_DO THIS_.
Work through the data line by line, gathering every line that has the word "screenshot".

_PROVIDED DATA_.

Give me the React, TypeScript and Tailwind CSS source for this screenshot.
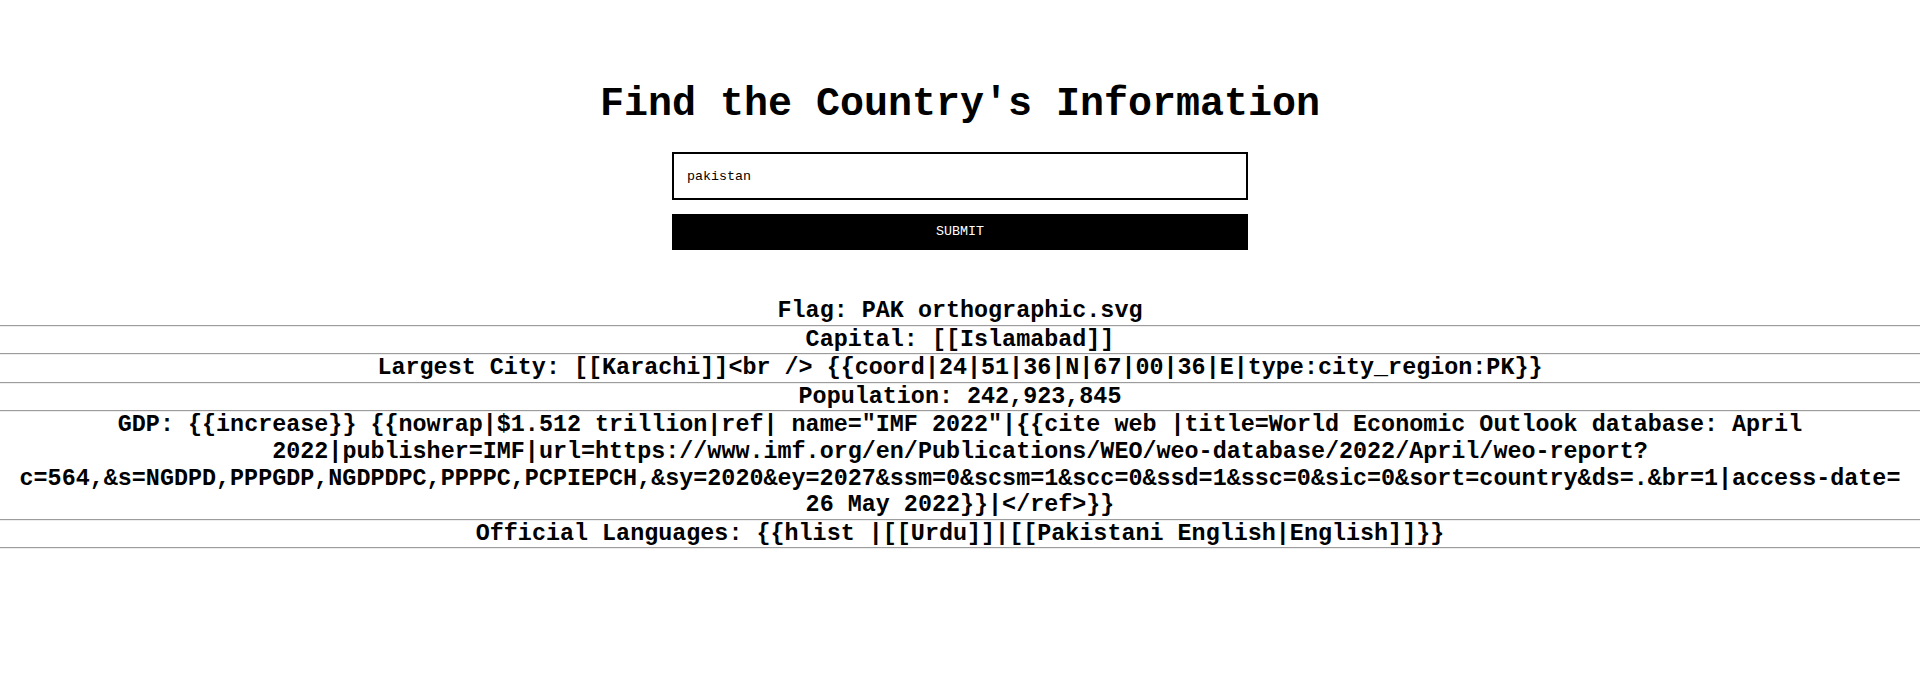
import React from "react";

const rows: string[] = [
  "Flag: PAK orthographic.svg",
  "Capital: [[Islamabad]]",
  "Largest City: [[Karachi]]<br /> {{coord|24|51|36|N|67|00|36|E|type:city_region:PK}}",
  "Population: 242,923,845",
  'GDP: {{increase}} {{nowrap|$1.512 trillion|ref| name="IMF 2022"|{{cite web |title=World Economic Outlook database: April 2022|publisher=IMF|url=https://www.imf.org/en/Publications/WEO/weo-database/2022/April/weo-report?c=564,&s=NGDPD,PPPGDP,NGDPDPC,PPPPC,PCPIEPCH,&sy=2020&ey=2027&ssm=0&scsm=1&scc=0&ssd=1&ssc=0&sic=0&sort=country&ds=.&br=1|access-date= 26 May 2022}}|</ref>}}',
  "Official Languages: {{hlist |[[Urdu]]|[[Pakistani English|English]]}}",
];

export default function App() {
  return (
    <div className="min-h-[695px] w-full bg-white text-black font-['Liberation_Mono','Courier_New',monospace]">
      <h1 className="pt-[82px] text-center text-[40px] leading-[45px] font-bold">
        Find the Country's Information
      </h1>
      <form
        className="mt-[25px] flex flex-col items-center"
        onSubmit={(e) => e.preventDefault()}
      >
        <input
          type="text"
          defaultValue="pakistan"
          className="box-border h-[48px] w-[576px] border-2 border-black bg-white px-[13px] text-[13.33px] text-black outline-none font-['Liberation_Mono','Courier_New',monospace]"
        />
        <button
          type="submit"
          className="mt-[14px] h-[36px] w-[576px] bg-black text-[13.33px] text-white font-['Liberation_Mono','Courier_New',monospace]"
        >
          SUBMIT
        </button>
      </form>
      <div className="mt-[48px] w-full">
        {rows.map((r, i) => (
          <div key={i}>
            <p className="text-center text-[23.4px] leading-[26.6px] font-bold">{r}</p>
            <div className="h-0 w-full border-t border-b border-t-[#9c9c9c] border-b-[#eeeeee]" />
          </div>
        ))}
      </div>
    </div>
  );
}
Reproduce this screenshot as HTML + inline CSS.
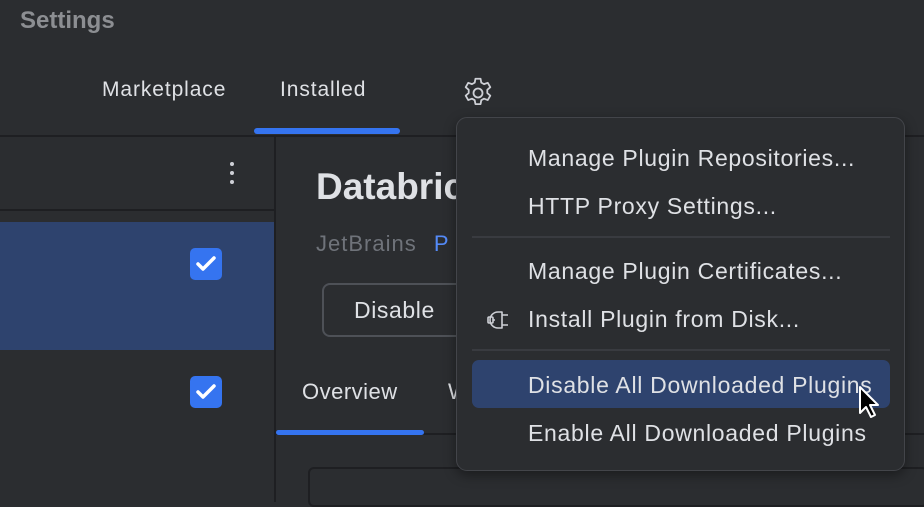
---
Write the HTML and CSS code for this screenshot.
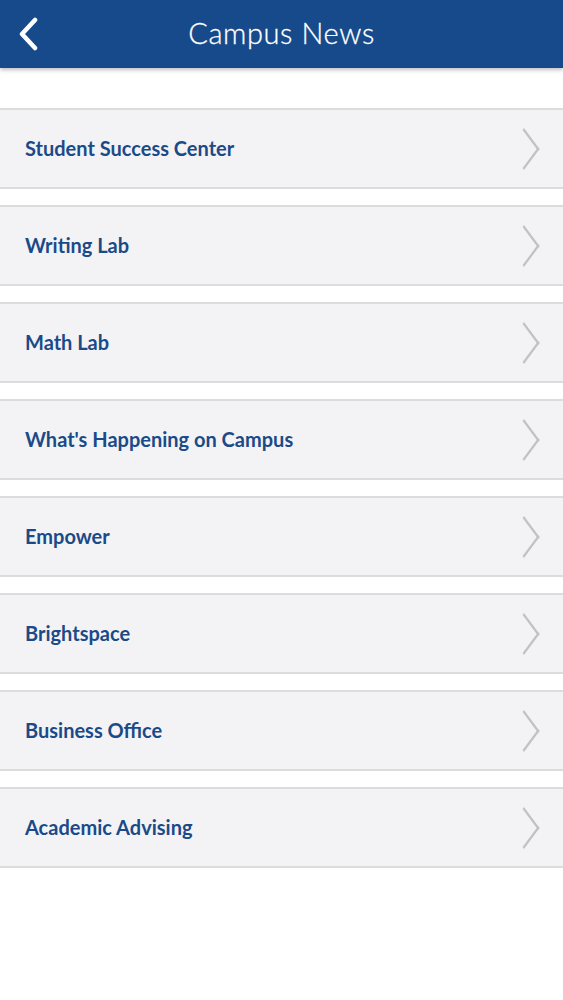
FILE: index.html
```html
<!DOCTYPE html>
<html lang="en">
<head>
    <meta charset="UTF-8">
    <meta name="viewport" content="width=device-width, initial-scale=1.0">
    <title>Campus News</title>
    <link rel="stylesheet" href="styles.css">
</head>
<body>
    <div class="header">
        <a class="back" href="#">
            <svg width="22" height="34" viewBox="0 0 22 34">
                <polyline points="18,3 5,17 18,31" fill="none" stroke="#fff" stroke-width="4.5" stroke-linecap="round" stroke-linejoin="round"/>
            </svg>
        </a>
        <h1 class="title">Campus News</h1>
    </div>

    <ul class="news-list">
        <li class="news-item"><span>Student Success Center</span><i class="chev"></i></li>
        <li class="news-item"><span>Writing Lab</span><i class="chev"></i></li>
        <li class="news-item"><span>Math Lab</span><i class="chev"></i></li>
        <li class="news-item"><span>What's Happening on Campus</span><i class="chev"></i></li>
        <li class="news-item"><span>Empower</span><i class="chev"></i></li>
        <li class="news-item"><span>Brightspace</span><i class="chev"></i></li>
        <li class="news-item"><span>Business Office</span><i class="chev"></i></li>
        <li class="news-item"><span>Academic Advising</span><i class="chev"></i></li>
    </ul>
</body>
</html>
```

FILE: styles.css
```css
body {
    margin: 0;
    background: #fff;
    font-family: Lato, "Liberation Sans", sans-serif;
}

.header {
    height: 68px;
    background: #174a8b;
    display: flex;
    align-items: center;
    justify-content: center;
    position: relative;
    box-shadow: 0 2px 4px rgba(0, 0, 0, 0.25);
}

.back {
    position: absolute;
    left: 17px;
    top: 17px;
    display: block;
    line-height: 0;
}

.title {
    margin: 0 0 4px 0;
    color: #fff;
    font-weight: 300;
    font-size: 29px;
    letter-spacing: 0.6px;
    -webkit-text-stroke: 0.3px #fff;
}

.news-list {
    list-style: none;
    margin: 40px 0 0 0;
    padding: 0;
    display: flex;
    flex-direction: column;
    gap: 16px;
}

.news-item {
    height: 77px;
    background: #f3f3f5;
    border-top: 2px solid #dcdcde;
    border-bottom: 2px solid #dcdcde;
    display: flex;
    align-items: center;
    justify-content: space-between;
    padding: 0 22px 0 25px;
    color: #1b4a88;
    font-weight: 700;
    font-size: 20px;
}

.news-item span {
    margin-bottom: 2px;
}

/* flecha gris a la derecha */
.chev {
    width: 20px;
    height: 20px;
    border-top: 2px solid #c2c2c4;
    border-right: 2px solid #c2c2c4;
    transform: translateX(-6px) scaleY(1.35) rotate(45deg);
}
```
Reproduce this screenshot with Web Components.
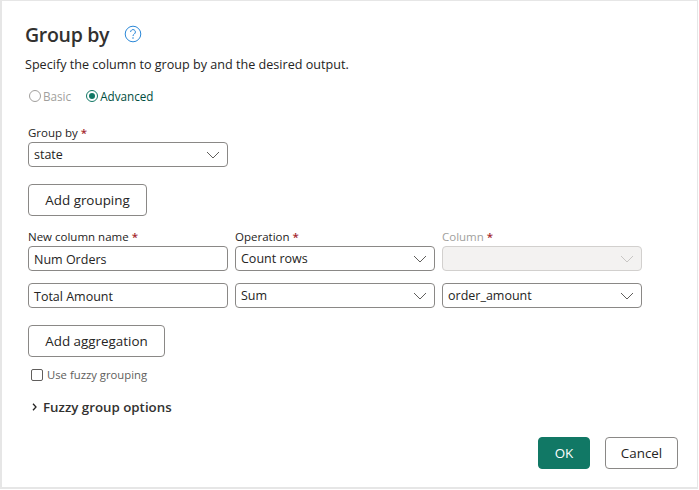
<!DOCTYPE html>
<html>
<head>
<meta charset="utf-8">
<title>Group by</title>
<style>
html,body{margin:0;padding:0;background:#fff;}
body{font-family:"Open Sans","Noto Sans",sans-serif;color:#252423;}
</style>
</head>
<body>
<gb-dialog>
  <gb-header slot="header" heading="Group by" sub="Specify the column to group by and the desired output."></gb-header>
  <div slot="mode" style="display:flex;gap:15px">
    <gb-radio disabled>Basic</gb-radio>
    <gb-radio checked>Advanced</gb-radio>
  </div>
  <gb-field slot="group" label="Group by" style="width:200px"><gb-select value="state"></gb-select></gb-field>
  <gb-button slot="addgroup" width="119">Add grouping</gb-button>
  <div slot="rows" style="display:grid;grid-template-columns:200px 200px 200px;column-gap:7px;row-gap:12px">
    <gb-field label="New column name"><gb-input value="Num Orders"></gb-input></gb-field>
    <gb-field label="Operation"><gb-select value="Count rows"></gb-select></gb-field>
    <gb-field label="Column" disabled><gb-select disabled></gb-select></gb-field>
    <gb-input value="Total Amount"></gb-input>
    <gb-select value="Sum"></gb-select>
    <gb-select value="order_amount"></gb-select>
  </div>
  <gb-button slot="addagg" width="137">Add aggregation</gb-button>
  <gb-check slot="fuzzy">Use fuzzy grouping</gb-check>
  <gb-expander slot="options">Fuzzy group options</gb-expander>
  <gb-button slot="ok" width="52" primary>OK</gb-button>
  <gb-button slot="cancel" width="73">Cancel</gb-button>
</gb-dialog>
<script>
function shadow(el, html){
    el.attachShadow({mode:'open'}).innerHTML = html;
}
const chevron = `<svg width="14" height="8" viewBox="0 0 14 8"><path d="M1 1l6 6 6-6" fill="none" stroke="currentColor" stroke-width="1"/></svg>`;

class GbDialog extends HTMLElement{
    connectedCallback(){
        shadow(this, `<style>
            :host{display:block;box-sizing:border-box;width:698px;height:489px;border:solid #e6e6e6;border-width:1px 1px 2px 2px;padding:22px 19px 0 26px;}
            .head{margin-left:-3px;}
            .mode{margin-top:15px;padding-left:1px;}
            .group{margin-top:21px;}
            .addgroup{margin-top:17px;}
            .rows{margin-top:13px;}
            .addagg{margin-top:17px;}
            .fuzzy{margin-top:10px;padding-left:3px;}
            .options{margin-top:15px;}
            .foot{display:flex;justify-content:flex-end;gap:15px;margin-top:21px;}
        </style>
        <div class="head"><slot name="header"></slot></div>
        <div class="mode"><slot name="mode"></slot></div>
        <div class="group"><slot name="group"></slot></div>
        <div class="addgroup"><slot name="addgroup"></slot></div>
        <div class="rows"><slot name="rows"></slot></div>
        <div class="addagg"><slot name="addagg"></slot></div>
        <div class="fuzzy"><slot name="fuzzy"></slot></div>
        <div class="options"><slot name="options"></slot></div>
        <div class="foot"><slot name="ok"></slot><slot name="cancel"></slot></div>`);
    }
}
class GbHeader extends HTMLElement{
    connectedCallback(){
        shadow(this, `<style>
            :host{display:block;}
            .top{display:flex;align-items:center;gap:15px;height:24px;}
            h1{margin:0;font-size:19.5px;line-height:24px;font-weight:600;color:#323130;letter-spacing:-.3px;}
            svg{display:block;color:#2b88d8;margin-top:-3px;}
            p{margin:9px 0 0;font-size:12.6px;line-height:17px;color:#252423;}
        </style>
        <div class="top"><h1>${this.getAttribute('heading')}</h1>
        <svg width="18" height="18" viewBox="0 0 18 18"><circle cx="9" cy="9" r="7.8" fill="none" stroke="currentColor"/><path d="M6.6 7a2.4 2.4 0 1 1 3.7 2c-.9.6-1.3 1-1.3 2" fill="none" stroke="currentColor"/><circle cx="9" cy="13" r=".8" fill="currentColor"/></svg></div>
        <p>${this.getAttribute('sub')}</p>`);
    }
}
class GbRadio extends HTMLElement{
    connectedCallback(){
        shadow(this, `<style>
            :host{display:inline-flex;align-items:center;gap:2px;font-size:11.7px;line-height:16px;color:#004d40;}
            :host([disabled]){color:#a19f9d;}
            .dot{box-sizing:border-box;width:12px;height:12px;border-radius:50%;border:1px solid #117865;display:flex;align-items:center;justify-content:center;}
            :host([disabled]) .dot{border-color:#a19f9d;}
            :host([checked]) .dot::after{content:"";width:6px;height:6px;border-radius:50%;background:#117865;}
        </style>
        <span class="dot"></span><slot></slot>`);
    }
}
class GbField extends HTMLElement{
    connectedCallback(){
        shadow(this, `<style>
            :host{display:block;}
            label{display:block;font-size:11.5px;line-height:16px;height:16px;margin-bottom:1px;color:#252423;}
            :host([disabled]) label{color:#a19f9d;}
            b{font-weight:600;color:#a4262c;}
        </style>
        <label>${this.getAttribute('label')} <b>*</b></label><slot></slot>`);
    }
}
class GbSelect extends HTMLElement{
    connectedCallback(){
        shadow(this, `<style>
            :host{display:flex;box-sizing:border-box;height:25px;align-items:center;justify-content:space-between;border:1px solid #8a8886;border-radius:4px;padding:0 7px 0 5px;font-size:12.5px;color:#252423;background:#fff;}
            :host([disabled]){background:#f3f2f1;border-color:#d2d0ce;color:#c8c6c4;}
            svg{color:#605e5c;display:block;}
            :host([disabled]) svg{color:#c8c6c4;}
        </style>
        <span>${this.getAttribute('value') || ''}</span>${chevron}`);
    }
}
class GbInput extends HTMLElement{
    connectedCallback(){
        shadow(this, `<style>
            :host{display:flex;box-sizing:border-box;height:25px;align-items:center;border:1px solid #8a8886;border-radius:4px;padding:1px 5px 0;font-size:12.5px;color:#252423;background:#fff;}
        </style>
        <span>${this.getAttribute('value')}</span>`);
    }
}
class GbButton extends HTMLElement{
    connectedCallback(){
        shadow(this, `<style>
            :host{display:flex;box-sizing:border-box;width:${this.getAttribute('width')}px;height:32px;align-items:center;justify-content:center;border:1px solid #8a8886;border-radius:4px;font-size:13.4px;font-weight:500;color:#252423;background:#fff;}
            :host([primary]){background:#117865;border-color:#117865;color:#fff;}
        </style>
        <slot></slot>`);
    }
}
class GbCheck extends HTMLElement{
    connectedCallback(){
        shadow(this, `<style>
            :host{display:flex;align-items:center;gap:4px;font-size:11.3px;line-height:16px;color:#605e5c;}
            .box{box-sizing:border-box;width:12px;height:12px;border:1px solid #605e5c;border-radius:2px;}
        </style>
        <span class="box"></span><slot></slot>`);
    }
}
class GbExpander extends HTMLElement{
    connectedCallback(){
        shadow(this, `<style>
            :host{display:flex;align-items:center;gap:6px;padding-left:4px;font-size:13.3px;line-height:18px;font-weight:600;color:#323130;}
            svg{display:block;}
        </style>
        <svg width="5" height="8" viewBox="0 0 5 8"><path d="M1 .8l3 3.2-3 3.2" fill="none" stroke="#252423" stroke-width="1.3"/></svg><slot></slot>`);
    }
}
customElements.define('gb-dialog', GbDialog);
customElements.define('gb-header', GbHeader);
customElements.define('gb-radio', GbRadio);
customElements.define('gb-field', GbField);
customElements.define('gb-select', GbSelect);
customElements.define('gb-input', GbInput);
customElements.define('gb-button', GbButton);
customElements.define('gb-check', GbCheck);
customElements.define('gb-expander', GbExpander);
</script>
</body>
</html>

_THE RESPONSE_.
Give me the React, TypeScript and Tailwind CSS source for this screenshot.
Reproduce this screenshot as HTML + inline CSS.
Write the HTML and CSS code for this screenshot.
Reproduce this screenshot with Web Components.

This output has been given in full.